## The task
Scan the records below for the word "TypeScript" and give only the number of lines that hold it.

## Given records
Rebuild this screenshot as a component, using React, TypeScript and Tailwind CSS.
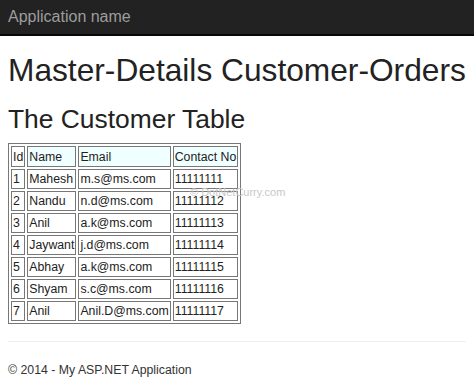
import React from "react"

const customers = [
  { id: 1, name: "Mahesh", email: "m.s@ms.com", contact: "11111111" },
  { id: 2, name: "Nandu", email: "n.d@ms.com", contact: "11111112" },
  { id: 3, name: "Anil", email: "a.k@ms.com", contact: "11111113" },
  { id: 4, name: "Jaywant", email: "j.d@ms.com", contact: "11111114" },
  { id: 5, name: "Abhay", email: "a.k@ms.com", contact: "11111115" },
  { id: 6, name: "Shyam", email: "s.c@ms.com", contact: "11111116" },
  { id: 7, name: "Anil", email: "Anil.D@ms.com", contact: "11111117" },
]

export default function App() {
  return (
    <div className="relative min-h-[383px] bg-white text-[#333] font-['Liberation_Sans',Arial,sans-serif] text-[12.3px]">
      {/* navbar */}
      <div className="h-[36px] bg-[#222] border-b-2 border-[#080808] flex items-center px-2">
        <span className="text-[16px] text-[#9d9d9d]">Application name</span>
      </div>

      <div className="px-2">
        <h1 className="text-[31.7px] leading-[35px] mt-[17px] text-[#222]">Master-Details Customer-Orders</h1>
        <h2 className="text-[26.4px] leading-[29px] mt-[17px] text-[#222]">The Customer Table</h2>

        <table className="mt-[9px] border-separate border-spacing-[2px] border border-[#777] text-[12.3px] leading-[16px] text-[#222]">
          <thead>
            <tr className="h-[21px]">
              <td className="border border-[#777] px-px">Id</td>
              <td className="border border-[#777] px-px bg-[#f0ffff]">Name</td>
              <td className="border border-[#777] px-px bg-[#f0ffff]">Email</td>
              <td className="border border-[#777] px-px bg-[#f0ffff]">Contact No</td>
            </tr>
          </thead>
          <tbody>
            {customers.map((c) => (
              <tr key={c.id} className="h-[20px]">
                <td className="border border-[#777] px-px">{c.id}</td>
                <td className="border border-[#777] px-px">{c.name}</td>
                <td className="border border-[#777] px-px">{c.email}</td>
                <td className="border border-[#777] px-px">{c.contact}</td>
              </tr>
            ))}
          </tbody>
        </table>

        <hr className="mt-[17px] border-t border-[#eee]" />
        <footer className="mt-[19px]">
          <p>© 2014 - My ASP.NET Application</p>
        </footer>
      </div>

      {/* watermark */}
      <span className="absolute left-[190px] top-[184px] text-[11px] text-[#c8c8c8]">© DotNetCurry.com</span>
    </div>
  )
}
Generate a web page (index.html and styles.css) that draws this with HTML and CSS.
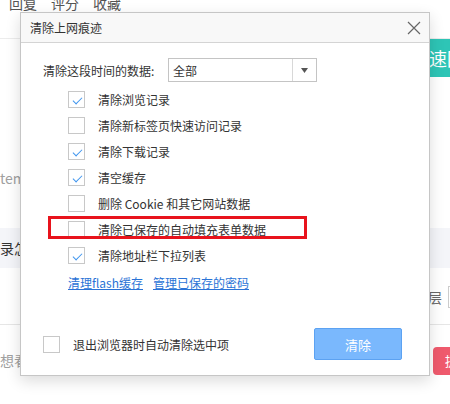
FILE: index.html
```html
<!DOCTYPE html>
<html lang="zh-CN">
<head>
<meta charset="utf-8">
<link rel="stylesheet" href="styles.css">
</head>
<body>
<div class="page">
  <div class="nav"><span>回复</span><span>评分</span><span>收藏</span></div>
  <div class="row r-teal"><div class="teal">快速回复</div></div>
  <div class="row r-tem"><span class="gray">tem</span></div>
  <div class="row r-band"><span class="dark">录怎</span></div>
  <div class="row r-floor"><span class="floor">层</span><span class="inputbox"></span></div>
  <div class="row r-last"><span class="gray">想看该</span><span class="redbtn">提</span></div>

  <div class="dialog">
    <div class="dlg-title">
      <span>清除上网痕迹</span>
      <svg class="close" width="14" height="14" viewBox="0 0 14 14"><path d="M1 1L13 13M13 1L1 13" stroke="#666" stroke-width="1.2" fill="none"/></svg>
    </div>
    <div class="dlg-body">
      <div class="range">
        <span class="range-label">清除这段时间的数据:</span>
        <div class="select"><span class="sel-text">全部</span><span class="sel-arrow"><svg width="7" height="5" viewBox="0 0 7 5"><path d="M0 0H7L3.5 5Z" fill="#555"/></svg></span></div>
      </div>
      <ul class="opts">
        <li class="opt"><span class="cb on"></span>清除浏览记录</li>
        <li class="opt"><span class="cb"></span>清除新标签页快速访问记录</li>
        <li class="opt"><span class="cb on"></span>清除下载记录</li>
        <li class="opt"><span class="cb on"></span>清空缓存</li>
        <li class="opt"><span class="cb"></span>删除 Cookie 和其它网站数据</li>
        <li class="opt hl"><span class="cb"></span>清除已保存的自动填充表单数据<span class="redbox"></span></li>
        <li class="opt"><span class="cb on"></span>清除地址栏下拉列表</li>
      </ul>
      <div class="links"><a>清理flash缓存</a><a>管理已保存的密码</a></div>
    </div>
    <div class="dlg-foot">
      <label class="auto"><span class="cb"></span>退出浏览器时自动清除选中项</label>
      <button class="clear">清除</button>
    </div>
  </div>
</div>
</body>
</html>
```
FILE: styles.css
```css
* { box-sizing: border-box; }
html, body { margin: 0; padding: 0; }
body {
  width: 450px; height: 404px; overflow: hidden; background: #fff;
  font-family: "Noto Sans CJK SC", "Noto Sans", sans-serif; font-size: 12px; color: #333;
}
.page { position: relative; width: 450px; height: 404px; overflow: hidden; }

.nav { height: 39px; border-bottom: 1px solid #ececec; display: flex; gap: 14px; padding-left: 9px; font-size: 14px; line-height: 14px; color: #555; }
.nav span { margin-top: -4px; }
.row { display: flex; align-items: center; white-space: nowrap; }
.r-teal { height: 38px; }
.teal { margin-left: 411px; width: 60px; height: 38px; background: #2ec5b6; color: #fff; font-size: 18px; line-height: 38px; overflow: hidden; flex: none; }
.r-tem { height: 14px; margin-top: 94px; }
.gray { color: #a0a0a0; font-size: 14px; }
.dark { color: #333; font-size: 14px; }
.r-band { height: 40px; margin-top: 43px; background: #f4f5f9; }
.r-floor { height: 57px; border-bottom: 1px solid #e6e6e6; }
.floor { margin-left: 428px; color: #666; font-size: 14px; margin-top: 2px; }
.inputbox { width: 20px; height: 22px; border: 1px solid #ccc; margin-left: 6px; flex: none; margin-top: 2px; }
.r-last { height: 77px; align-items: flex-start; }
.r-last .gray { margin-top: 26px; line-height: 18px; }
.redbtn { margin-left: auto; margin-right: -6px; width: 23px; height: 28px; background: #ef5a6d; border-radius: 4px; color: #fff; font-size: 13px; line-height: 28px; padding-left: 12px; flex: none; margin-top: 22px; overflow: hidden; }

.dialog {
  position: absolute; left: 20px; top: 12px; width: 410px; height: 364px;
  background: #fff; border: 1px solid #c6c6c6;
  box-shadow: 0 5px 14px rgba(0,0,0,0.14);
  display: flex; flex-direction: column;
}
.dlg-title { height: 30px; background: #f8f8f8; border-bottom: 1px solid #d4d4d4; display: flex; align-items: center; justify-content: space-between; padding: 0 8px 0 9px; color: #333; font-size: 12px; flex: none; }
.dlg-body { padding: 15px 0 0 22px; }
.range { display: flex; align-items: center; height: 24px; }
.range-label { width: 125px; }
.select { width: 149px; height: 24px; border: 1px solid #c4c4c4; display: flex; align-items: center; }
.sel-text { flex: 1; padding-left: 4px; }
.sel-arrow { width: 24px; height: 22px; border-left: 1px solid #d8d8d8; display: flex; align-items: center; justify-content: center; }
.opts { list-style: none; margin: 4px 0 0 25px; padding: 0; }
.opt { position: relative; height: 26px; display: flex; align-items: center; }
.cb { width: 17px; height: 17px; border: 1px solid #c8c8c8; background: #fff; margin-right: 13px; flex: none; position: relative; }
.cb.on::after {
  content: ""; position: absolute; left: 4px; top: 2px; width: 8px; height: 4px;
  border-left: 1px solid #3f95ee; border-bottom: 1px solid #3f95ee;
  transform: translate(0, 3px) rotate(-45deg); transform-origin: center;
}
.redbox { position: absolute; left: -20px; top: 0; width: 259px; height: 23px; border: 3px solid #e8131c; }
.links { margin: 4px 0 0 25px; height: 20px; display: flex; align-items: center; gap: 10px; }
.links a { color: #2a73d6; text-decoration: underline; cursor: pointer; }
.dlg-foot { margin-top: auto; display: flex; align-items: center; justify-content: space-between; padding: 0 27px 15px 22px; }
.auto { display: flex; align-items: center; }
.clear { width: 88px; height: 32px; background: #7ab8fd; border: 1px solid #5ca2f2; border-radius: 2px; color: #fff; font-family: inherit; font-size: 13px; padding: 0; }
```
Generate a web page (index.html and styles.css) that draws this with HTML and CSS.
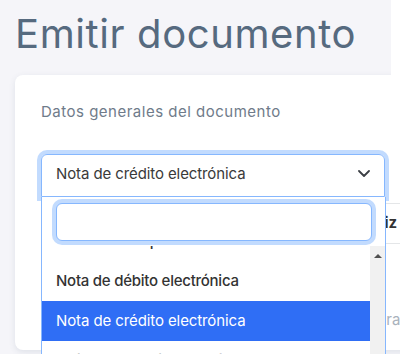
FILE: index.html
```html
<!DOCTYPE html>
<html lang="es">
<head>
<meta charset="utf-8">
<link rel="stylesheet" href="styles.css">
</head>
<body>
<div class="top">
  <h1 class="title">Emitir documento</h1>
  <div class="edge"></div>
</div>
<div class="card">
  <div class="label">Datos generales del documento</div>
  <div class="field">
    <div class="select">
      <span class="select-text">Nota de crédito electrónica</span>
      <svg class="chev" viewBox="0 0 12 7" aria-hidden="true"><path d="M1 1l5 5 5-5" fill="none" stroke="#3b3f45" stroke-width="1.8" stroke-linecap="round" stroke-linejoin="round"/></svg>
    </div>
    <div class="dropdown">
      <div class="search"><input class="search-input" type="text"></div>
      <div class="results">
        <ul class="options">
          <li class="opt">Factura de exportación</li>
          <li class="opt">Nota de débito electrónica</li>
          <li class="opt active">Nota de crédito electrónica</li>
          <li class="opt">Guía de remisión electrónica</li>
        </ul>
        <div class="scrollbar"><span class="arrow"></span></div>
      </div>
    </div>
  </div>
  <div class="table">
    <div class="thead"><span class="th">Matriz</span></div>
    <div class="trow"><span class="placeholder">Compra</span></div>
  </div>
</div>
</body>
</html>
```

FILE: styles.css
```css
html, body {
  margin: 0;
  overflow: hidden;
}
body {
  width: 400px;
  height: 354px;
  background: #f5f5f9;
  font-family: Inter, "Noto Sans", sans-serif;
}
.top {
  display: flex;
  height: 75px;
}
.title {
  flex: 1;
  margin: 10px 0 0 15px;
  font-size: 40px;
  line-height: 48px;
  font-weight: 400;
  letter-spacing: 0.6px;
  color: #566a7f;
  white-space: nowrap;
}
.edge {
  width: 9px;
  background: #fff;
}
.card {
  margin-left: 15px;
  width: 420px;
  height: 275px;
  box-sizing: border-box;
  padding: 26px 0 0 26px;
  background: #fff;
  border-radius: 8px;
  box-shadow: 0 2px 6px rgba(67, 89, 113, 0.12);
}
.label {
  font-size: 15px;
  line-height: 22px;
  letter-spacing: 0.5px;
  color: #6f7b8a;
}
.field {
  position: relative;
  width: 344px;
  margin-top: 31px;
}
.select {
  height: 43px;
  box-sizing: border-box;
  display: flex;
  align-items: center;
  justify-content: space-between;
  padding: 0 14px 4px 14px;
  border: 1px solid #86b7fe;
  border-radius: 6px 6px 0 0;
  box-shadow: 0 0 0 4px rgba(13, 110, 253, 0.25);
  font-size: 15px;
  letter-spacing: -0.1px;
  color: #3a3a3a;
}
.chev {
  width: 12px;
  height: 7px;
}
.dropdown {
  position: absolute;
  top: 100%;
  left: 0;
  width: 345px;
  box-sizing: border-box;
  border: 1px solid #86b7fe;
  border-top: 0;
  background: #fff;
  z-index: 2;
}
.search {
  padding: 6px 13px 5px 14px;
}
.search-input {
  display: block;
  width: 100%;
  height: 38px;
  box-sizing: border-box;
  margin: 0;
  border: 1px solid #86b7fe;
  border-radius: 6px;
  box-shadow: 0 0 0 4px rgba(13, 110, 253, 0.25);
  outline: none;
  background: #fff;
}
.results {
  display: flex;
  height: 130px;
}
.options {
  flex: 1;
  margin: 0;
  padding: 0;
  list-style: none;
  overflow: hidden;
}
.opt {
  height: 40px;
  box-sizing: border-box;
  padding: 8px 14px;
  line-height: 24px;
  font-size: 15px;
  font-weight: 500;
  letter-spacing: -0.25px;
  color: #333;
  white-space: nowrap;
}
.opt:first-child {
  margin-top: -25px;
}
.opt.active {
  background: #2f6ef5;
  color: #fff;
  font-weight: 400;
  letter-spacing: -0.1px;
}
.scrollbar {
  width: 15px;
  background: #f1f1f1;
  display: flex;
  flex-direction: column;
  align-items: center;
}
.arrow {
  margin-top: 8px;
  width: 0;
  height: 0;
  border-left: 4px solid transparent;
  border-right: 4px solid transparent;
  border-bottom: 4px solid #505050;
}
.table {
  margin-top: 6px;
  width: 394px;
}
.thead {
  height: 41px;
  box-sizing: border-box;
  border-top: 1px solid #e4e6e8;
  border-bottom: 1px solid #e4e6e8;
  padding: 7px 0 0 309px;
  font-size: 15px;
  line-height: 24px;
  font-weight: 700;
  color: #333;
  white-space: nowrap;
}
.trow {
  padding: 64px 0 0 303px;
  font-size: 15px;
  line-height: 24px;
  color: #a9b2bc;
  white-space: nowrap;
}
```
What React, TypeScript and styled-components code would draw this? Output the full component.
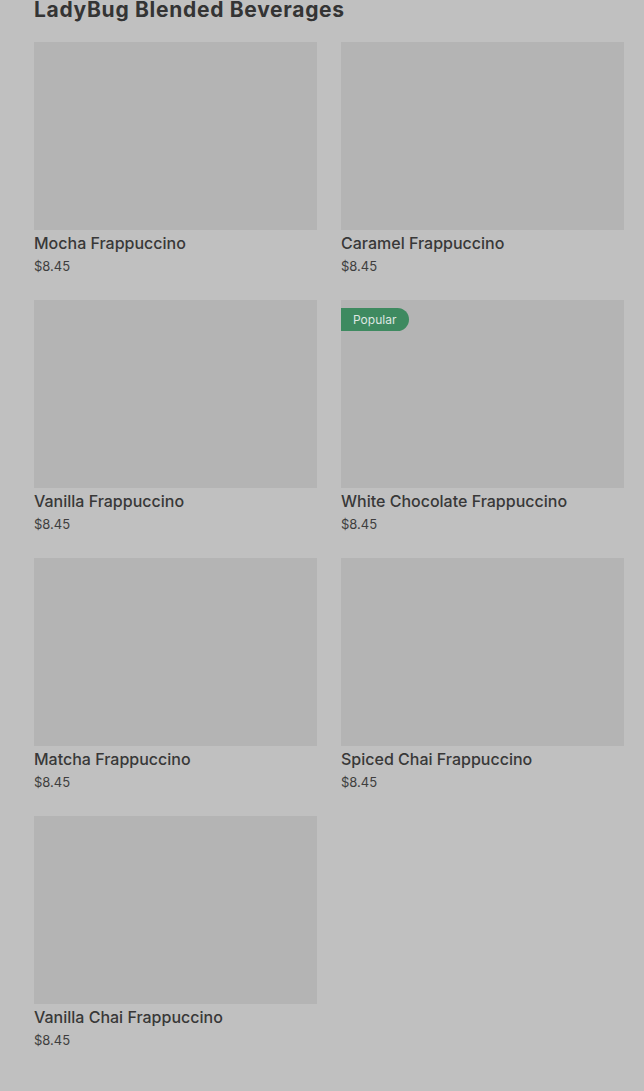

## Output
2